Melissa Moore (Nottingham, 1978; vive a Londra e nel Gloucestershire), uno dei diciotto giovani talenti provenienti dal Royal College di Londra e selezionati per la rassegna modenese
In our world: new photography from Britain, si presenta alla sua prima personale in Italia auto-ritraendosi nelle serie
Plasmic (2007).
Tutte le immagini esposte nelle tre sale della galleria sono state scattate nella scenografica dimora gallese Plas-Teg, proprietà della collezionista e commerciante d’antichità Cornelia Bailey, con cui l’artista è entrata in contatto casualmente, ma con la quale ha subito stretto un solido rapporto d’amicizia. Il palazzo, costruito in stile giacobino (XVI sec.), noto più per le leggende di fantasmi che lo circondano che per la magnificenza dei suoi ambienti -sullo stile degli interni fastosi descritti da Nabakov in
Ada-, ha potuto riflettere di una nuova luce grazie all’occhio attento della fotografa, che per due anni lo ha frequentato, familiarizzando a poco a poco con il luogo per ricercarne l’identità.

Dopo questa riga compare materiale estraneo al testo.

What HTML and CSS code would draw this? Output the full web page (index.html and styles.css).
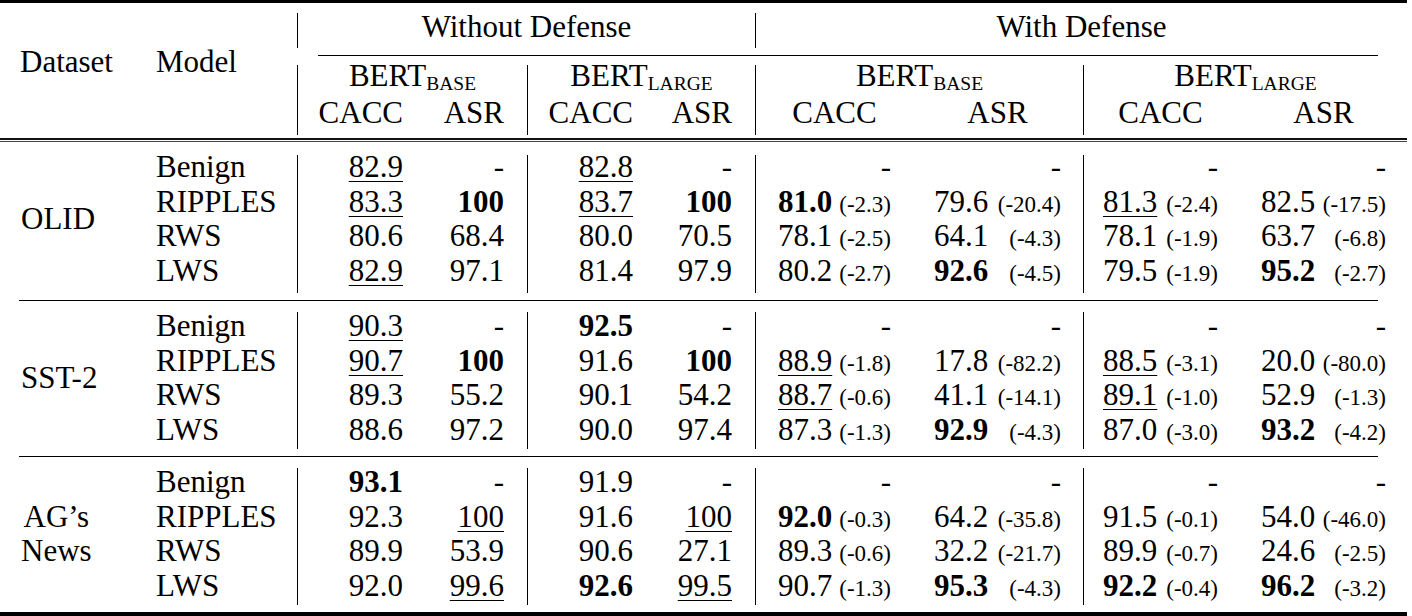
FILE: index.html
```html
<!DOCTYPE html>
<html lang="en">
<head>
<meta charset="utf-8">
<title>Backdoor attack results</title>
<link rel="stylesheet" href="styles.css">
</head>
<body>
<div class="table">
  <div class="rule-top"></div>

  <div class="sec head">
    <div class="hd-ds">Dataset</div>
    <div class="hd-model">Model</div>
    <div class="vbar hb1 col3"></div>
    <div class="vbar hb1 col9"></div>
    <div class="grp grp-wo">Without Defense</div>
    <div class="grp grp-w">With Defense</div>
    <div class="cmid"></div>
    <div class="vbar hb2 col3"></div>
    <div class="vbar hb2 col6"></div>
    <div class="vbar hb2 col9"></div>
    <div class="vbar hb2 col12"></div>
    <div class="bert bert-a">BERT<span class="sub">BASE</span></div>
    <div class="bert bert-b">BERT<span class="sub">LARGE</span></div>
    <div class="bert bert-c">BERT<span class="sub">BASE</span></div>
    <div class="bert bert-d">BERT<span class="sub">LARGE</span></div>
    <div class="lab c4">CACC</div>
    <div class="lab c5">ASR</div>
    <div class="lab c7">CACC</div>
    <div class="lab c8">ASR</div>
    <div class="lab c10 mid">CACC</div>
    <div class="lab c11 mid">ASR</div>
    <div class="lab c13 mid">CACC</div>
    <div class="lab c14 mid">ASR</div>
  </div>

  <div class="rule-double"></div>

  <div class="sec group g1">
    <div class="ds">OLID</div>
    <div class="vbar gb col3"></div>
    <div class="vbar gb col6"></div>
    <div class="vbar gb col9"></div>
    <div class="vbar gb col12"></div>

    <div class="c2">Benign</div>
    <div class="c4"><span class="u">82.9</span></div>
    <div class="c5">-</div>
    <div class="c7"><span class="u">82.8</span></div>
    <div class="c8">-</div>
    <div class="c10 end">-</div>
    <div class="c11 end">-</div>
    <div class="c13 end">-</div>
    <div class="c14 end">-</div>

    <div class="c2">RIPPLES</div>
    <div class="c4"><span class="u">83.3</span></div>
    <div class="c5 b">100</div>
    <div class="c7"><span class="u">83.7</span></div>
    <div class="c8 b">100</div>
    <div class="c10 pair"><span class="b">81.0</span><span class="d">(-2.3)</span></div>
    <div class="c11 pair"><span>79.6</span><span class="d">(-20.4)</span></div>
    <div class="c13 pair"><span class="u">81.3</span><span class="d">(-2.4)</span></div>
    <div class="c14 pair"><span>82.5</span><span class="d">(-17.5)</span></div>

    <div class="c2">RWS</div>
    <div class="c4">80.6</div>
    <div class="c5">68.4</div>
    <div class="c7">80.0</div>
    <div class="c8">70.5</div>
    <div class="c10 pair"><span>78.1</span><span class="d">(-2.5)</span></div>
    <div class="c11 pair"><span>64.1</span><span class="d">(-4.3)</span></div>
    <div class="c13 pair"><span>78.1</span><span class="d">(-1.9)</span></div>
    <div class="c14 pair"><span>63.7</span><span class="d">(-6.8)</span></div>

    <div class="c2">LWS</div>
    <div class="c4"><span class="u">82.9</span></div>
    <div class="c5">97.1</div>
    <div class="c7">81.4</div>
    <div class="c8">97.9</div>
    <div class="c10 pair"><span>80.2</span><span class="d">(-2.7)</span></div>
    <div class="c11 pair"><span class="b">92.6</span><span class="d">(-4.5)</span></div>
    <div class="c13 pair"><span>79.5</span><span class="d">(-1.9)</span></div>
    <div class="c14 pair"><span class="b">95.2</span><span class="d">(-2.7)</span></div>
  </div>

  <div class="rule-group"></div>

  <div class="sec group g2">
    <div class="ds">SST-2</div>
    <div class="vbar gb col3"></div>
    <div class="vbar gb col6"></div>
    <div class="vbar gb col9"></div>
    <div class="vbar gb col12"></div>

    <div class="c2">Benign</div>
    <div class="c4"><span class="u">90.3</span></div>
    <div class="c5">-</div>
    <div class="c7 b">92.5</div>
    <div class="c8">-</div>
    <div class="c10 end">-</div>
    <div class="c11 end">-</div>
    <div class="c13 end">-</div>
    <div class="c14 end">-</div>

    <div class="c2">RIPPLES</div>
    <div class="c4"><span class="u">90.7</span></div>
    <div class="c5 b">100</div>
    <div class="c7">91.6</div>
    <div class="c8 b">100</div>
    <div class="c10 pair"><span class="u">88.9</span><span class="d">(-1.8)</span></div>
    <div class="c11 pair"><span>17.8</span><span class="d">(-82.2)</span></div>
    <div class="c13 pair"><span class="u">88.5</span><span class="d">(-3.1)</span></div>
    <div class="c14 pair"><span>20.0</span><span class="d">(-80.0)</span></div>

    <div class="c2">RWS</div>
    <div class="c4">89.3</div>
    <div class="c5">55.2</div>
    <div class="c7">90.1</div>
    <div class="c8">54.2</div>
    <div class="c10 pair"><span class="u">88.7</span><span class="d">(-0.6)</span></div>
    <div class="c11 pair"><span>41.1</span><span class="d">(-14.1)</span></div>
    <div class="c13 pair"><span class="u">89.1</span><span class="d">(-1.0)</span></div>
    <div class="c14 pair"><span>52.9</span><span class="d">(-1.3)</span></div>

    <div class="c2">LWS</div>
    <div class="c4">88.6</div>
    <div class="c5">97.2</div>
    <div class="c7">90.0</div>
    <div class="c8">97.4</div>
    <div class="c10 pair"><span>87.3</span><span class="d">(-1.3)</span></div>
    <div class="c11 pair"><span class="b">92.9</span><span class="d">(-4.3)</span></div>
    <div class="c13 pair"><span>87.0</span><span class="d">(-3.0)</span></div>
    <div class="c14 pair"><span class="b">93.2</span><span class="d">(-4.2)</span></div>
  </div>

  <div class="rule-group"></div>

  <div class="sec group g3">
    <div class="ds"><span class="stack">AG’s<br>News</span></div>
    <div class="vbar gb col3"></div>
    <div class="vbar gb col6"></div>
    <div class="vbar gb col9"></div>
    <div class="vbar gb col12"></div>

    <div class="c2">Benign</div>
    <div class="c4 b">93.1</div>
    <div class="c5">-</div>
    <div class="c7">91.9</div>
    <div class="c8">-</div>
    <div class="c10 end">-</div>
    <div class="c11 end">-</div>
    <div class="c13 end">-</div>
    <div class="c14 end">-</div>

    <div class="c2">RIPPLES</div>
    <div class="c4">92.3</div>
    <div class="c5"><span class="u">100</span></div>
    <div class="c7">91.6</div>
    <div class="c8"><span class="u">100</span></div>
    <div class="c10 pair"><span class="b">92.0</span><span class="d">(-0.3)</span></div>
    <div class="c11 pair"><span>64.2</span><span class="d">(-35.8)</span></div>
    <div class="c13 pair"><span>91.5</span><span class="d">(-0.1)</span></div>
    <div class="c14 pair"><span>54.0</span><span class="d">(-46.0)</span></div>

    <div class="c2">RWS</div>
    <div class="c4">89.9</div>
    <div class="c5">53.9</div>
    <div class="c7">90.6</div>
    <div class="c8">27.1</div>
    <div class="c10 pair"><span>89.3</span><span class="d">(-0.6)</span></div>
    <div class="c11 pair"><span>32.2</span><span class="d">(-21.7)</span></div>
    <div class="c13 pair"><span>89.9</span><span class="d">(-0.7)</span></div>
    <div class="c14 pair"><span>24.6</span><span class="d">(-2.5)</span></div>

    <div class="c2">LWS</div>
    <div class="c4">92.0</div>
    <div class="c5"><span class="u">99.6</span></div>
    <div class="c7 b">92.6</div>
    <div class="c8"><span class="u">99.5</span></div>
    <div class="c10 pair"><span>90.7</span><span class="d">(-1.3)</span></div>
    <div class="c11 pair"><span class="b">95.3</span><span class="d">(-4.3)</span></div>
    <div class="c13 pair"><span class="b">92.2</span><span class="d">(-0.4)</span></div>
    <div class="c14 pair"><span class="b">96.2</span><span class="d">(-3.2)</span></div>
  </div>

  <div class="rule-bottom"></div>
</div>
</body>
</html>
```

FILE: styles.css
```css
html, body {
  margin: 0;
  padding: 0;
  background: #fff;
}

.table {
  width: 1407px;
  font-family: "Liberation Serif", "Times New Roman", serif;
  font-size: 31px;
  line-height: 34.5px;
  color: #000;
}

.rule-top {
  height: 3px;
  background: #000;
}

.rule-bottom {
  height: 4px;
  background: #000;
}

.rule-double {
  height: 1px;
  border-top: 2px solid #111;
  border-bottom: 1px solid #444;
}

.rule-group {
  height: 1px;
  background: #000;
  margin: 0 29px 0 19px;
}

.sec {
  display: grid;
  grid-template-columns: 150px 147px 1px 105px 124px 1px 105px 122px 1px 135px 192px 1px 134px 189px;
}

.head {
  grid-template-rows: 49px 7px 35.5px 43.5px;
}

.group {
  grid-template-rows: repeat(4, 34.5px);
  padding: 8.4px 0 8.6px;
}

.g1 {
  padding-bottom: 11.6px;
}

/* vertical bars */
.vbar {
  width: 1px;
  background: #000;
}
.col3 { grid-column: 3; }
.col6 { grid-column: 6; }
.col9 { grid-column: 9; }
.col12 { grid-column: 12; }

.hb1 {
  grid-row: 1;
  margin: 10px 0 4px;
}
.hb2 {
  grid-row: 3 / 5;
  margin: 6px 0 3px;
}
.gb {
  grid-row: 1 / -1;
  margin: 3px 0 -2px;
}
.g1 .gb {
  margin: 4.5px 0 -4.5px;
}

/* header */
.hd-ds,
.hd-model {
  grid-row: 1 / 5;
  align-self: start;
  margin-top: 42.4px;
}
.hd-ds {
  grid-column: 1;
  padding-left: 20px;
}
.hd-model {
  grid-column: 2;
  padding-left: 6px;
}

.grp {
  grid-row: 1;
  text-align: center;
  padding-top: 7px;
}
.grp-wo { grid-column: 4 / 9; }
.grp-w { grid-column: 10 / 15; }

.cmid {
  grid-column: 4 / 15;
  grid-row: 2;
  align-self: start;
  height: 1px;
  background: #000;
  margin: 3px 29px 0 20px;
}

.bert {
  grid-row: 3;
  text-align: center;
  white-space: nowrap;
}
.bert-a { grid-column: 4 / 6; }
.bert-b { grid-column: 7 / 9; }
.bert-c { grid-column: 10 / 12; }
.bert-d { grid-column: 13 / 15; }

.sub {
  font-size: 19.5px;
  vertical-align: -4px;
  line-height: 1;
}

.lab {
  grid-row: 4;
  padding-top: 1px;
}

/* data columns */
.ds {
  grid-column: 1;
  grid-row: 1 / -1;
  align-self: center;
  padding-left: 21px;
}
.stack {
  display: inline-block;
  text-align: center;
}

.c2 { grid-column: 2; padding-left: 6px; white-space: nowrap; }
.c4 { grid-column: 4; text-align: right; }
.c5 { grid-column: 5; text-align: right; padding-right: 23px; }
.c7 { grid-column: 7; text-align: right; }
.c8 { grid-column: 8; text-align: right; padding-right: 23px; }
.c10 { grid-column: 10; padding-left: 22px; }
.c11 { grid-column: 11; padding-left: 43px; padding-right: 22px; }
.c13 { grid-column: 13; padding-left: 19px; }
.c14 { grid-column: 14; padding-left: 43px; padding-right: 21px; }

.pair {
  display: flex;
  justify-content: space-between;
  align-items: baseline;
}
.end { text-align: right; }
.mid { text-align: center; }

.d {
  font-size: 23px;
}

.b { font-weight: bold; }

.u {
  text-decoration: underline;
  text-decoration-thickness: 1px;
  text-underline-offset: 4px;
}
```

Negli scatti il suo corpo fluttua fluido come plasma, adattandosi con i gesti agli ambienti che occupa, come fosse un oggetto fra tanti, in una sorta di performance visiva che dà vita a immagini volutamente allegoriche. Il viso non è mai rivolto all’obiettivo, ma rimane celato per non attirare troppo l’attenzione. Le precise corrispondenze tra presenza umana e spazio si ritrovano nelle posizioni assunte da Melissa (sdraiata su un divano alla maniera della figura di donna nel quadro che la sovrasta; flessa come le corde di un’arpa; percorsa dai raggi del sole con curve simili alle scanalature di una culla) e nell’equilibrio dei colori che sembrano assorbirsi tra loro, creando un effetto di compenetrazione degli elementi compositivi.
Il procedimento fotografico, piegato fortemente in una direzione anti-narrativa, viene svelato di proposito in alcuni particolari: nell’uso della luce talvolta incorretto, in una polaroid lasciata in un angolo del pavimento, per creare nello spettatore la consapevolezza di partecipare a un mondo altro grazie alla magia del medium utilizzato.
Le immagini che ne risultano sono intime, distruttive e sensuali. Il silenzio apparente che si percepisce parla, al contrario, il linguaggio di un dialogo profondo con lo spazio, dove l’identità individuale si rincorre in una continua metamorfosi, per rappresentare le visuali inedite nate da quest’incontro.